* _Required work_
Pictures should be excluded; otherwise, copy every entry exactly.
** START **
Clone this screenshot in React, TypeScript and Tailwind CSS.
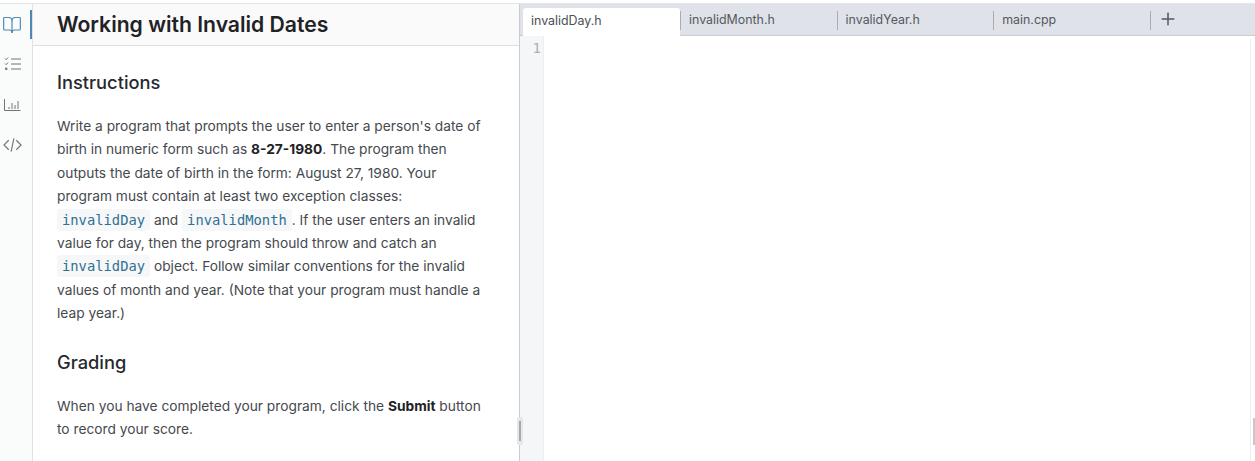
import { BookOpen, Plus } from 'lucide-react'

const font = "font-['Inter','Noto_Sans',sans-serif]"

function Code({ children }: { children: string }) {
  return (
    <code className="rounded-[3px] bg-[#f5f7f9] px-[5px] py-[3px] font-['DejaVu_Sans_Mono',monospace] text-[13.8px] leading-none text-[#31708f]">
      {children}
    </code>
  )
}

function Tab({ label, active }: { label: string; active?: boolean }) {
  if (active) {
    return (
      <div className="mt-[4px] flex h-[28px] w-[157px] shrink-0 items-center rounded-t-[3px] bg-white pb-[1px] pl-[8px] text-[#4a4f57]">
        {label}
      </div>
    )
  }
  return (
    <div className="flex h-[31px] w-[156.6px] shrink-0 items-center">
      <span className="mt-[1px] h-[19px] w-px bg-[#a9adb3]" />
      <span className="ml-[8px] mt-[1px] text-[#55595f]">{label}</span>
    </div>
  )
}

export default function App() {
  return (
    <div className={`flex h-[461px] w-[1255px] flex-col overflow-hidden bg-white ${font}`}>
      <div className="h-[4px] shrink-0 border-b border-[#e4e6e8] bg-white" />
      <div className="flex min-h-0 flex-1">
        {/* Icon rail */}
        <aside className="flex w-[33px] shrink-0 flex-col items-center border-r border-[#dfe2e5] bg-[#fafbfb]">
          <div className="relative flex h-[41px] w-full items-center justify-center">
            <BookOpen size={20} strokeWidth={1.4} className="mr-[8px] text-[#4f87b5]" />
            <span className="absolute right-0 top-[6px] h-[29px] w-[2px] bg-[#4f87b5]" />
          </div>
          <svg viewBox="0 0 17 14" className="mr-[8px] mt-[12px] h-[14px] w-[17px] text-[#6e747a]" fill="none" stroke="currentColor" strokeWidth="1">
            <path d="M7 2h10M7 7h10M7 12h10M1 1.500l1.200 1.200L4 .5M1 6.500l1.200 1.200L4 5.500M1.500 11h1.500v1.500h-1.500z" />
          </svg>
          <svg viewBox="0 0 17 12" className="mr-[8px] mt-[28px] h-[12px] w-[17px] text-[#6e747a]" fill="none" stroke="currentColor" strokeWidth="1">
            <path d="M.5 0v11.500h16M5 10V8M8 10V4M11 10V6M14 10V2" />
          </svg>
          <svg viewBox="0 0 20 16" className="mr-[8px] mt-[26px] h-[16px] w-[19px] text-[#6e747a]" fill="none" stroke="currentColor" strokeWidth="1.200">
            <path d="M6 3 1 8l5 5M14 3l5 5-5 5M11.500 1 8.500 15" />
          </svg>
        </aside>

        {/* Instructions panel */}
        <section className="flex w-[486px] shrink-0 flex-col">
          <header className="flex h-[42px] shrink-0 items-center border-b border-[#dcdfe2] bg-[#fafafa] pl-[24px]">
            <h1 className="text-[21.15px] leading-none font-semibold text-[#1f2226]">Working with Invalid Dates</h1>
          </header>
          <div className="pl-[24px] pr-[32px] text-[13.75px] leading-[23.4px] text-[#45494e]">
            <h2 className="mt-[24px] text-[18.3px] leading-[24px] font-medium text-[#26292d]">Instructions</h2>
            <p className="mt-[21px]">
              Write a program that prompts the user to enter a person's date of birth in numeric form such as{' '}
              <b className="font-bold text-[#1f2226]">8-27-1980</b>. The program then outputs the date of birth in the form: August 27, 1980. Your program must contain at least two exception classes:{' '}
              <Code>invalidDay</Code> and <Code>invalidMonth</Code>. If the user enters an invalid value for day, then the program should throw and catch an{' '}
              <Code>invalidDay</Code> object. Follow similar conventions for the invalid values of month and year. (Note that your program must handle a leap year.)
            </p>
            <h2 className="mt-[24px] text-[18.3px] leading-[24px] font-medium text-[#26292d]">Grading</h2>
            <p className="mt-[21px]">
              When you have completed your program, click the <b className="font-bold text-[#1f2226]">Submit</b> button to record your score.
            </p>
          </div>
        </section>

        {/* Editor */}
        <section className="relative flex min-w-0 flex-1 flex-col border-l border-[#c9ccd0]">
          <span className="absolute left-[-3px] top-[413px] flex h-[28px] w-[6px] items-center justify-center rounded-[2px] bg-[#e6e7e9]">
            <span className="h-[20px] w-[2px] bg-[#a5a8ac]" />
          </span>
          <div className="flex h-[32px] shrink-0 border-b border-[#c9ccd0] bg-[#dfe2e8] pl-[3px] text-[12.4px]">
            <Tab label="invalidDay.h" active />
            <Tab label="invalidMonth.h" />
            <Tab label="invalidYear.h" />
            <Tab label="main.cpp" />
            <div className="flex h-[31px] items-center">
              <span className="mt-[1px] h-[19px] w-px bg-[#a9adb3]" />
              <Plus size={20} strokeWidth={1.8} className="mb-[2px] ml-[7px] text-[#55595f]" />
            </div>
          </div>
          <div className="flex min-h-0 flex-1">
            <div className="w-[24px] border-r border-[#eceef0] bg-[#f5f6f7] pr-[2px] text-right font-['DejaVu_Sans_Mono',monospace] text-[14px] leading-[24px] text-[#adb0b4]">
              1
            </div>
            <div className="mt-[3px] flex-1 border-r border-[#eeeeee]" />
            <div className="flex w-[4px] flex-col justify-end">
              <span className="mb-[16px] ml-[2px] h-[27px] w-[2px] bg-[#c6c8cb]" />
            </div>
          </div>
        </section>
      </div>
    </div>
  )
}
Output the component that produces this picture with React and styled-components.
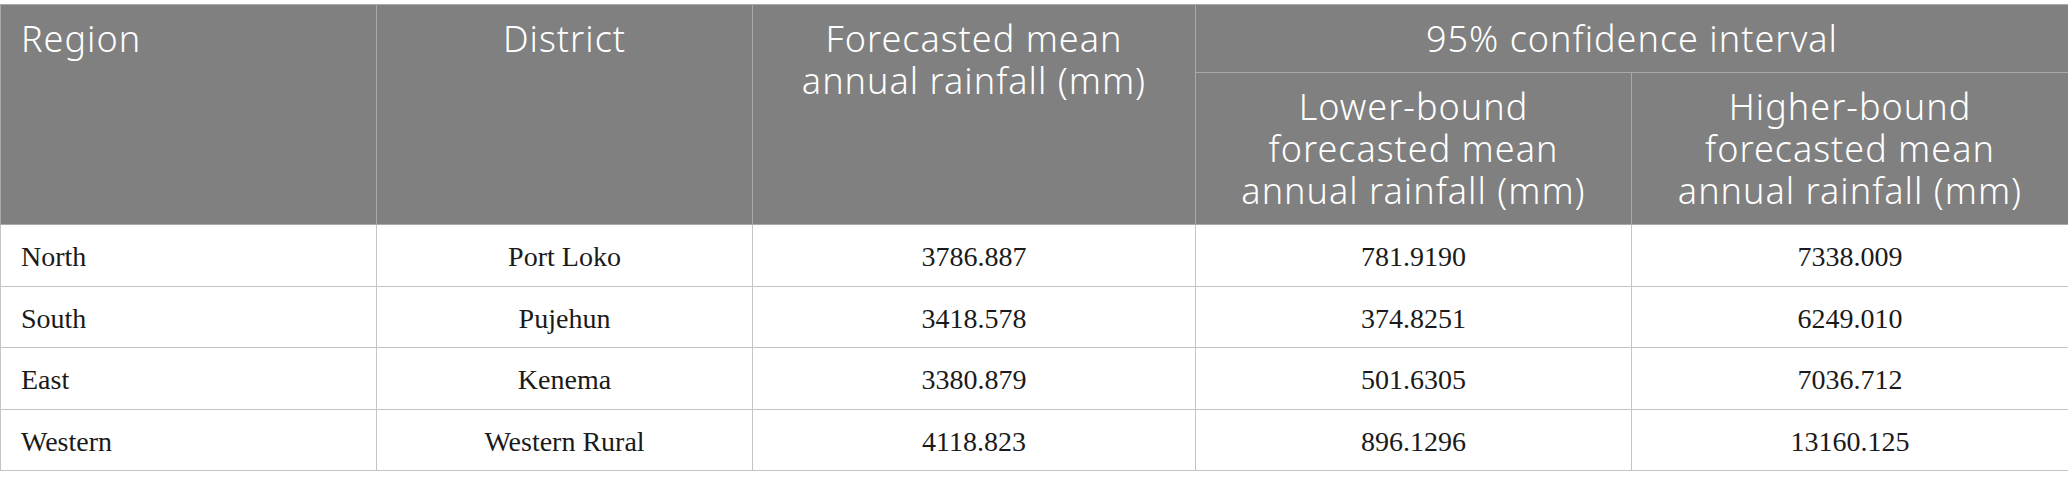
** END **
* _Problem solution_
Clone this screenshot in React, TypeScript and Tailwind CSS.
import { BookOpen, Plus } from 'lucide-react'

const font = "font-['Inter','Noto_Sans',sans-serif]"

function Code({ children }: { children: string }) {
  return (
    <code className="rounded-[3px] bg-[#f5f7f9] px-[5px] py-[3px] font-['DejaVu_Sans_Mono',monospace] text-[13.8px] leading-none text-[#31708f]">
      {children}
    </code>
  )
}

function Tab({ label, active }: { label: string; active?: boolean }) {
  if (active) {
    return (
      <div className="mt-[4px] flex h-[28px] w-[157px] shrink-0 items-center rounded-t-[3px] bg-white pb-[1px] pl-[8px] text-[#4a4f57]">
        {label}
      </div>
    )
  }
  return (
    <div className="flex h-[31px] w-[156.6px] shrink-0 items-center">
      <span className="mt-[1px] h-[19px] w-px bg-[#a9adb3]" />
      <span className="ml-[8px] mt-[1px] text-[#55595f]">{label}</span>
    </div>
  )
}

export default function App() {
  return (
    <div className={`flex h-[461px] w-[1255px] flex-col overflow-hidden bg-white ${font}`}>
      <div className="h-[4px] shrink-0 border-b border-[#e4e6e8] bg-white" />
      <div className="flex min-h-0 flex-1">
        {/* Icon rail */}
        <aside className="flex w-[33px] shrink-0 flex-col items-center border-r border-[#dfe2e5] bg-[#fafbfb]">
          <div className="relative flex h-[41px] w-full items-center justify-center">
            <BookOpen size={20} strokeWidth={1.4} className="mr-[8px] text-[#4f87b5]" />
            <span className="absolute right-0 top-[6px] h-[29px] w-[2px] bg-[#4f87b5]" />
          </div>
          <svg viewBox="0 0 17 14" className="mr-[8px] mt-[12px] h-[14px] w-[17px] text-[#6e747a]" fill="none" stroke="currentColor" strokeWidth="1">
            <path d="M7 2h10M7 7h10M7 12h10M1 1.500l1.200 1.200L4 .5M1 6.500l1.200 1.200L4 5.500M1.500 11h1.500v1.500h-1.500z" />
          </svg>
          <svg viewBox="0 0 17 12" className="mr-[8px] mt-[28px] h-[12px] w-[17px] text-[#6e747a]" fill="none" stroke="currentColor" strokeWidth="1">
            <path d="M.5 0v11.500h16M5 10V8M8 10V4M11 10V6M14 10V2" />
          </svg>
          <svg viewBox="0 0 20 16" className="mr-[8px] mt-[26px] h-[16px] w-[19px] text-[#6e747a]" fill="none" stroke="currentColor" strokeWidth="1.200">
            <path d="M6 3 1 8l5 5M14 3l5 5-5 5M11.500 1 8.500 15" />
          </svg>
        </aside>

        {/* Instructions panel */}
        <section className="flex w-[486px] shrink-0 flex-col">
          <header className="flex h-[42px] shrink-0 items-center border-b border-[#dcdfe2] bg-[#fafafa] pl-[24px]">
            <h1 className="text-[21.15px] leading-none font-semibold text-[#1f2226]">Working with Invalid Dates</h1>
          </header>
          <div className="pl-[24px] pr-[32px] text-[13.75px] leading-[23.4px] text-[#45494e]">
            <h2 className="mt-[24px] text-[18.3px] leading-[24px] font-medium text-[#26292d]">Instructions</h2>
            <p className="mt-[21px]">
              Write a program that prompts the user to enter a person's date of birth in numeric form such as{' '}
              <b className="font-bold text-[#1f2226]">8-27-1980</b>. The program then outputs the date of birth in the form: August 27, 1980. Your program must contain at least two exception classes:{' '}
              <Code>invalidDay</Code> and <Code>invalidMonth</Code>. If the user enters an invalid value for day, then the program should throw and catch an{' '}
              <Code>invalidDay</Code> object. Follow similar conventions for the invalid values of month and year. (Note that your program must handle a leap year.)
            </p>
            <h2 className="mt-[24px] text-[18.3px] leading-[24px] font-medium text-[#26292d]">Grading</h2>
            <p className="mt-[21px]">
              When you have completed your program, click the <b className="font-bold text-[#1f2226]">Submit</b> button to record your score.
            </p>
          </div>
        </section>

        {/* Editor */}
        <section className="relative flex min-w-0 flex-1 flex-col border-l border-[#c9ccd0]">
          <span className="absolute left-[-3px] top-[413px] flex h-[28px] w-[6px] items-center justify-center rounded-[2px] bg-[#e6e7e9]">
            <span className="h-[20px] w-[2px] bg-[#a5a8ac]" />
          </span>
          <div className="flex h-[32px] shrink-0 border-b border-[#c9ccd0] bg-[#dfe2e8] pl-[3px] text-[12.4px]">
            <Tab label="invalidDay.h" active />
            <Tab label="invalidMonth.h" />
            <Tab label="invalidYear.h" />
            <Tab label="main.cpp" />
            <div className="flex h-[31px] items-center">
              <span className="mt-[1px] h-[19px] w-px bg-[#a9adb3]" />
              <Plus size={20} strokeWidth={1.8} className="mb-[2px] ml-[7px] text-[#55595f]" />
            </div>
          </div>
          <div className="flex min-h-0 flex-1">
            <div className="w-[24px] border-r border-[#eceef0] bg-[#f5f6f7] pr-[2px] text-right font-['DejaVu_Sans_Mono',monospace] text-[14px] leading-[24px] text-[#adb0b4]">
              1
            </div>
            <div className="mt-[3px] flex-1 border-r border-[#eeeeee]" />
            <div className="flex w-[4px] flex-col justify-end">
              <span className="mb-[16px] ml-[2px] h-[27px] w-[2px] bg-[#c6c8cb]" />
            </div>
          </div>
        </section>
      </div>
    </div>
  )
}
Output the component that produces this picture with React and styled-components.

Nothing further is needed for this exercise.